(Task objective)
Some lines of these records may hold the word "styled"; state how many, using only the number.

[Interface markup and scripts]
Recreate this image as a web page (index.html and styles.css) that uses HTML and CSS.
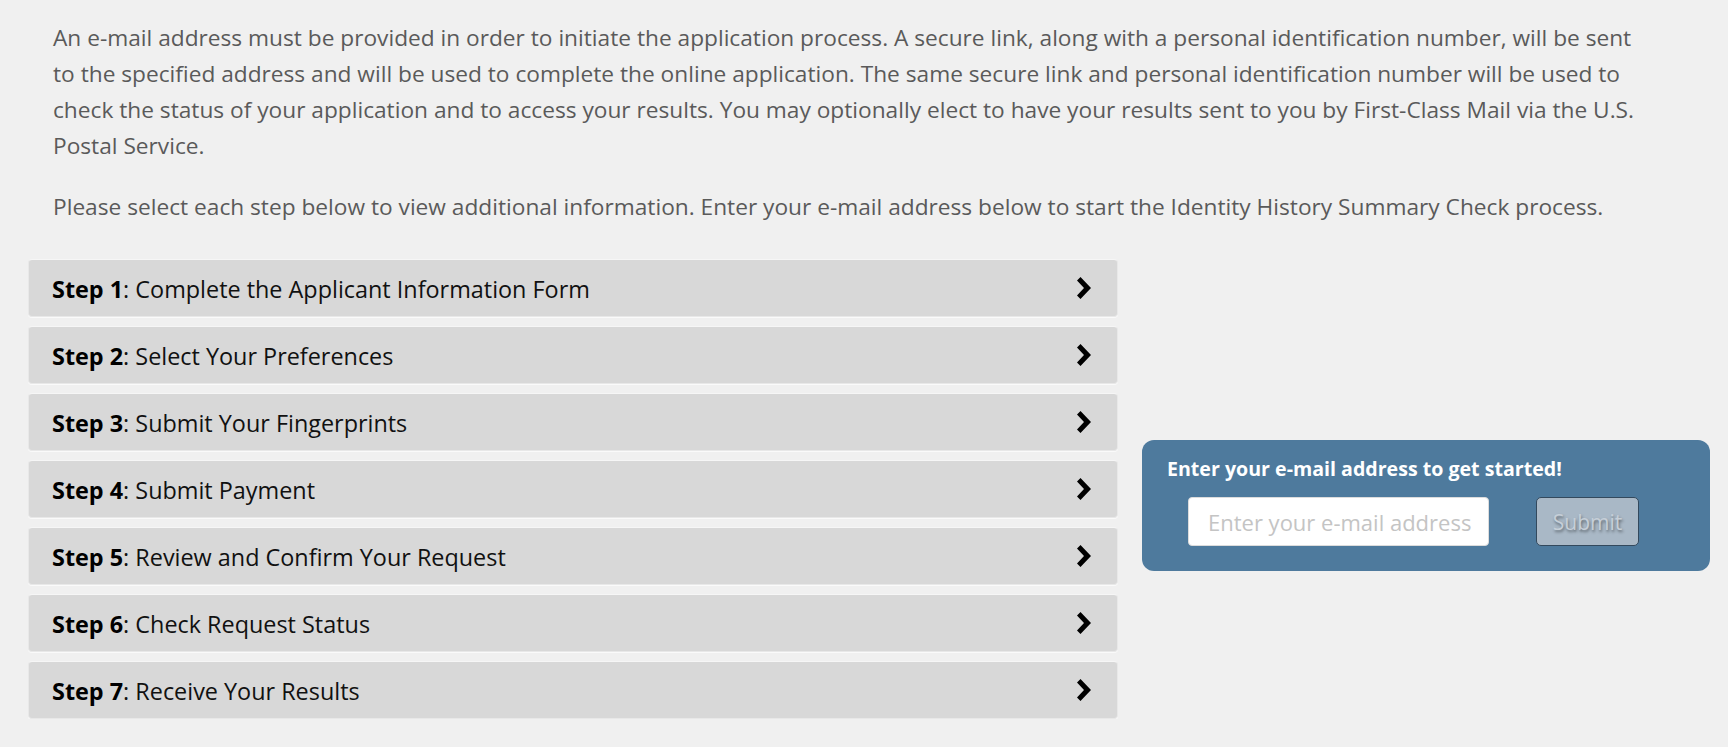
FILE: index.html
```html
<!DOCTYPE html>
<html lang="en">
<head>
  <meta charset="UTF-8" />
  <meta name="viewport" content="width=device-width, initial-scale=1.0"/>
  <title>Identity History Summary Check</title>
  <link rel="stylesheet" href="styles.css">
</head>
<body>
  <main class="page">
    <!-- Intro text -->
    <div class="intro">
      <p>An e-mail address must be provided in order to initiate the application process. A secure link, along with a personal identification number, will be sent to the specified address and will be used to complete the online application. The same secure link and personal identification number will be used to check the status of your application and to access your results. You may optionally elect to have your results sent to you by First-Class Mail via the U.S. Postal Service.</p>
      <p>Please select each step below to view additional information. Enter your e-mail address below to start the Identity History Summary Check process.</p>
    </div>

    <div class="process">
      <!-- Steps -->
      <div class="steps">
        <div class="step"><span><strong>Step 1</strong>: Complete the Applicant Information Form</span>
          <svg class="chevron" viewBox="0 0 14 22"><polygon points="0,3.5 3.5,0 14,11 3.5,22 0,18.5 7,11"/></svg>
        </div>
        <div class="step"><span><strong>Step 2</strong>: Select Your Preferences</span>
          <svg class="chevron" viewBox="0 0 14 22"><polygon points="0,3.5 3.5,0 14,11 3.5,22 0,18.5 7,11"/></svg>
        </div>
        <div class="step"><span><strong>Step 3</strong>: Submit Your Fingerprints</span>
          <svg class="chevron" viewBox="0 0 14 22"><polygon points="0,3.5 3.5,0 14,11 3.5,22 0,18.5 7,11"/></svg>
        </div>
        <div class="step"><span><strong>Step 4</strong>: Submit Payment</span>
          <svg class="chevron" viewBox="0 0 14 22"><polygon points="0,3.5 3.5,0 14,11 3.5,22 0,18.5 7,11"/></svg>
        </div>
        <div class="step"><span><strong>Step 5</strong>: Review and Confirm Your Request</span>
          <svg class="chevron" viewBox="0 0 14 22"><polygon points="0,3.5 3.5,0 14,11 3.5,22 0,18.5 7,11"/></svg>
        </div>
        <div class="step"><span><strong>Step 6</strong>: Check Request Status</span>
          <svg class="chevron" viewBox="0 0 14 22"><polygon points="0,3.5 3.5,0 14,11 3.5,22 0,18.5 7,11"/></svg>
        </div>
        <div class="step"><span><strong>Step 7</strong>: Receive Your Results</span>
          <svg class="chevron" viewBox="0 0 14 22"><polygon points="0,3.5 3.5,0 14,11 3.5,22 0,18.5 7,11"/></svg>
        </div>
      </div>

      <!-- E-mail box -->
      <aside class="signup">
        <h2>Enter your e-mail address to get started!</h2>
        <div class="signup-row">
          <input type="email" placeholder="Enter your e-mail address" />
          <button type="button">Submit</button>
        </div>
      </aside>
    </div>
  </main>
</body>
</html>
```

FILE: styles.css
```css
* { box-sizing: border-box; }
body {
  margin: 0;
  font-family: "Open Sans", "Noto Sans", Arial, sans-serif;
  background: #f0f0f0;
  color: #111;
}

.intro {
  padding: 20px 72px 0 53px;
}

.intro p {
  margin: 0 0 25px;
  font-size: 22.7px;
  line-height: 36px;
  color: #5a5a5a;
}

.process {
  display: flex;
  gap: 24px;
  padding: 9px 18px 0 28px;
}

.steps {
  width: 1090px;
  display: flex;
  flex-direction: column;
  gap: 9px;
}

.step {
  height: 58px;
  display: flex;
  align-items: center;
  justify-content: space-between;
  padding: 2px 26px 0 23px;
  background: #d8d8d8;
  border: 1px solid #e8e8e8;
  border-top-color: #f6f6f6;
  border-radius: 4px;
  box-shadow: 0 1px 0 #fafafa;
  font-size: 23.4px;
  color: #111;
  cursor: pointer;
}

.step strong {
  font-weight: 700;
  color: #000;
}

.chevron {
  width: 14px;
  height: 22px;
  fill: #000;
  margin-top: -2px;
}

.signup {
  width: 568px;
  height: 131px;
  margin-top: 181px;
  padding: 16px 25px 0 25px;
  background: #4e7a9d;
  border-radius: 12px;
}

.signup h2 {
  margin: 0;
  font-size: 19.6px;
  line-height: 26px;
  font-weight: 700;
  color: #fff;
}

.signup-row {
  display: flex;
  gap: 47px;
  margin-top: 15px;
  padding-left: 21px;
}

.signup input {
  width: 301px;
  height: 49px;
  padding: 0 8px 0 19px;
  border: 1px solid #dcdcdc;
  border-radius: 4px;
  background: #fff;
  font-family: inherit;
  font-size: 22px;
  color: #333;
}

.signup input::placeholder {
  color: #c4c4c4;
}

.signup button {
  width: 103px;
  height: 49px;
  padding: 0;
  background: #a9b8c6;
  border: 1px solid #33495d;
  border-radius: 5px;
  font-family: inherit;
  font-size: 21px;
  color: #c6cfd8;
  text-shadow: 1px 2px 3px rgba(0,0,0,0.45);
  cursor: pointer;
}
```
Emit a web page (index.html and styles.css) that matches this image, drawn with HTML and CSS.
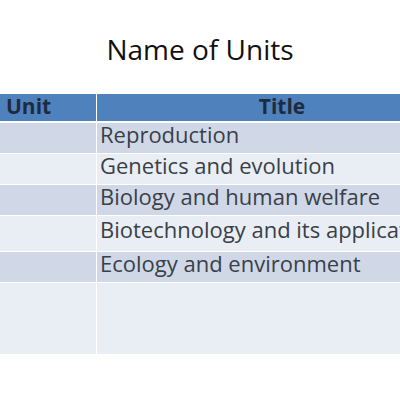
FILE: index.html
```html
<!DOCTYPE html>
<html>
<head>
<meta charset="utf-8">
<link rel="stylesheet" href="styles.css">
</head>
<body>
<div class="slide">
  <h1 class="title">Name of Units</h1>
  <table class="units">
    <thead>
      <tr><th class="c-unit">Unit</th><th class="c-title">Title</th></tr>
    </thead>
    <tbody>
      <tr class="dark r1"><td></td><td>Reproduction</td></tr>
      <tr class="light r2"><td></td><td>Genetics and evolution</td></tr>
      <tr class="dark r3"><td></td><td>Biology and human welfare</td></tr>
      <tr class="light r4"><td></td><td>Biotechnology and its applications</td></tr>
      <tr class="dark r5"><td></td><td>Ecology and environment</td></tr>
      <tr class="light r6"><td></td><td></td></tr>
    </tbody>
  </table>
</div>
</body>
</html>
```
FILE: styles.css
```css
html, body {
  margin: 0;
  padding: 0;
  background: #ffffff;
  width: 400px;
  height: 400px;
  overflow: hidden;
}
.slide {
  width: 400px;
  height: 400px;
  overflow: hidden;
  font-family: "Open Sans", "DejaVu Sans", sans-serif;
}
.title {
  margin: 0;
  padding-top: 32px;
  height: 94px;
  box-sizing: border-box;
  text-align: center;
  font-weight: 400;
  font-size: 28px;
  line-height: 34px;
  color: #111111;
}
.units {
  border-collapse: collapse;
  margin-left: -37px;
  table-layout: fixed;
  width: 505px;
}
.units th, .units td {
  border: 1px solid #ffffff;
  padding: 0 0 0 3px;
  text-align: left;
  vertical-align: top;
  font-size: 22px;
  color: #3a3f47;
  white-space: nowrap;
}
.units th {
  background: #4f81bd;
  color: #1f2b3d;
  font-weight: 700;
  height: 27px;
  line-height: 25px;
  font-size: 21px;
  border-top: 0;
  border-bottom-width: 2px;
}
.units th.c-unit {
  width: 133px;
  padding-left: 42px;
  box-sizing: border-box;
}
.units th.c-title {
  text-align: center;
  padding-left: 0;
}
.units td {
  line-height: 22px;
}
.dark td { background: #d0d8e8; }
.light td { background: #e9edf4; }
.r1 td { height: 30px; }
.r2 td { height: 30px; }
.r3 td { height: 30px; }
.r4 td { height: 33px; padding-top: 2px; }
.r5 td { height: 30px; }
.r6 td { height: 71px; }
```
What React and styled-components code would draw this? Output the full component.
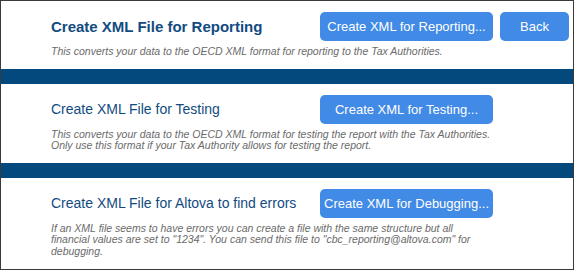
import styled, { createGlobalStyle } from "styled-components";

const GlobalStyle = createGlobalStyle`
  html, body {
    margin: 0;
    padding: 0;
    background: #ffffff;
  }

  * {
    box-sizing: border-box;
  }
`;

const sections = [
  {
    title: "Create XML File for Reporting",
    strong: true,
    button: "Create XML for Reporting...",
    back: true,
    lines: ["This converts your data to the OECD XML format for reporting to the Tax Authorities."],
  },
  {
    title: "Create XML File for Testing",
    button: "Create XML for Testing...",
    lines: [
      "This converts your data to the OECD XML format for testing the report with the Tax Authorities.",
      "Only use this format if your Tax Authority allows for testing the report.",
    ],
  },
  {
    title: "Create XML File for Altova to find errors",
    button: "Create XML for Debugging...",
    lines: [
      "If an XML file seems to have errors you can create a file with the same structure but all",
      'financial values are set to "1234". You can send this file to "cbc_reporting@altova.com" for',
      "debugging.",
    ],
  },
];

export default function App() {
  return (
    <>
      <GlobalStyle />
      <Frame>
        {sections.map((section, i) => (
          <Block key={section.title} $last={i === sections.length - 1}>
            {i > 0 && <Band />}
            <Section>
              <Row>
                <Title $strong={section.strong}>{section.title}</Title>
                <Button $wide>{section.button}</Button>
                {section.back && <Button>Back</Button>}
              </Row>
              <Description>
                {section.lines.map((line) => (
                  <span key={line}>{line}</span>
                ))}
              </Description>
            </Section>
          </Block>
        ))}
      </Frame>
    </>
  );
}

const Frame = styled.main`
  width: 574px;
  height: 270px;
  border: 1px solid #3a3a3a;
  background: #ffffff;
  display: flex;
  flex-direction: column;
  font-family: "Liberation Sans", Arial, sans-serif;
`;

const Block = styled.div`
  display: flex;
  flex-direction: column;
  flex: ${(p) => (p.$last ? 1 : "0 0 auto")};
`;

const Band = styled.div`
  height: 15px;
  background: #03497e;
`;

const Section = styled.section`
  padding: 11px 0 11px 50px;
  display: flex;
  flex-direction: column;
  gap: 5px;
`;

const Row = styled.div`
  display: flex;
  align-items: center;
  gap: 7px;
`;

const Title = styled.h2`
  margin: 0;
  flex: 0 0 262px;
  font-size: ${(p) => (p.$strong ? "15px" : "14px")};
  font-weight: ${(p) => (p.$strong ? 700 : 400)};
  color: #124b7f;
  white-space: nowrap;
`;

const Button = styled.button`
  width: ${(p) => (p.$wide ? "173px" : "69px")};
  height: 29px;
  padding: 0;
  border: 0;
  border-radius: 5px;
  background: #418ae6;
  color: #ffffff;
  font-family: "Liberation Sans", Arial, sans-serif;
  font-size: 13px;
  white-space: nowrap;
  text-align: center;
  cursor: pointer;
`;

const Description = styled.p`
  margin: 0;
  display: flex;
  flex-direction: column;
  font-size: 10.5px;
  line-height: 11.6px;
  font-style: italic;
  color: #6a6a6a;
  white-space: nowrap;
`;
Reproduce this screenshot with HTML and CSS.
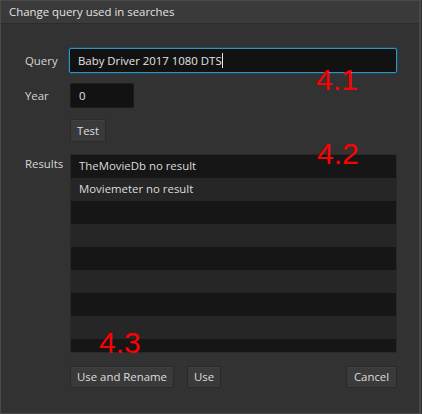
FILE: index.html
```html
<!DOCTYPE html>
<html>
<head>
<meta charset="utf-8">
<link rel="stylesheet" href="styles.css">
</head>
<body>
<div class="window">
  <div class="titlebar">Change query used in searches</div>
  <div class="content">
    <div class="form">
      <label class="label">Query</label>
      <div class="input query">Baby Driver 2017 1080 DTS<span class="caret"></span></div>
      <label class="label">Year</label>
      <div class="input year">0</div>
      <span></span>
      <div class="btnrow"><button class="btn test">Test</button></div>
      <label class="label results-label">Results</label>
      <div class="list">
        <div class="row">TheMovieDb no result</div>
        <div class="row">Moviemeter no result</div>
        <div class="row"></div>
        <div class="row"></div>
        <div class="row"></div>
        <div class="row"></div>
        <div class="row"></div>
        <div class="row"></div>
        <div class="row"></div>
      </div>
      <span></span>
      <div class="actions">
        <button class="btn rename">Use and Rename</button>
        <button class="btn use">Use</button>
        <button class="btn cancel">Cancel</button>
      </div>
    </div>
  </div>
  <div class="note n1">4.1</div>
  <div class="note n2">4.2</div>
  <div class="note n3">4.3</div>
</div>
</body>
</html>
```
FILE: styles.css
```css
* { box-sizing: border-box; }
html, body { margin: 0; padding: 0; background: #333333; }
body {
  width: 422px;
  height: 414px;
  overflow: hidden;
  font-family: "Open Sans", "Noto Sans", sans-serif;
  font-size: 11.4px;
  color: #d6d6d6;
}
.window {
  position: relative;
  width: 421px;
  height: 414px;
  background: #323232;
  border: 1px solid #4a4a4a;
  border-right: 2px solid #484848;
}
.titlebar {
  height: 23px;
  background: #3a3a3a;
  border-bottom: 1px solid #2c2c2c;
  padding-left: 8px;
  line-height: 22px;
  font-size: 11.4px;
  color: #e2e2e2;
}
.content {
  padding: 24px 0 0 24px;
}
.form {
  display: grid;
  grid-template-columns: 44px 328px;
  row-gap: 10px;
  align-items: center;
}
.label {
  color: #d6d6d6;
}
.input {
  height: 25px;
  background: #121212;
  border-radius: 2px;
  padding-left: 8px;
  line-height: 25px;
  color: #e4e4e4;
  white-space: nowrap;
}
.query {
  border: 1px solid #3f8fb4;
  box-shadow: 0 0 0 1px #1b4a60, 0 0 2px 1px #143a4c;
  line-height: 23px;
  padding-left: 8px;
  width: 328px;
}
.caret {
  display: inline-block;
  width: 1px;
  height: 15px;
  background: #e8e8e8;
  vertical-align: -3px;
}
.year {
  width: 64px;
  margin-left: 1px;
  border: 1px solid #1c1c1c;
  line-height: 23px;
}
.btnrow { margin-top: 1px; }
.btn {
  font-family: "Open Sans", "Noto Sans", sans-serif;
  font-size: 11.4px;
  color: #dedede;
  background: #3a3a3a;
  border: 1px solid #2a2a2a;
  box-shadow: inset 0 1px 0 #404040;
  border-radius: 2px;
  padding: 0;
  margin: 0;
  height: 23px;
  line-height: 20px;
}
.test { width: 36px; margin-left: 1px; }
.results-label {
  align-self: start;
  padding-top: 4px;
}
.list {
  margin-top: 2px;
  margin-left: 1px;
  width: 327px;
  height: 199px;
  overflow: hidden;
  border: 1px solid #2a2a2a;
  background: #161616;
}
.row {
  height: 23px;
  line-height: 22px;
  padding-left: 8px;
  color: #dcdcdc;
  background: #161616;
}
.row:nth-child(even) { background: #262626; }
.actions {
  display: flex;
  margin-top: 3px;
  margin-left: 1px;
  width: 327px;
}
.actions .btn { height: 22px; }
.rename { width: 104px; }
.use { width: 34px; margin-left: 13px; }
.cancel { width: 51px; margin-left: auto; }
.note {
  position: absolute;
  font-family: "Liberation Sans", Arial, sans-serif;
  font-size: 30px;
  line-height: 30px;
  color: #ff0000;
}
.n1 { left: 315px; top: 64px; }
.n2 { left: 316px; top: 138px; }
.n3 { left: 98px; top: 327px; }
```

(Output of the task)
10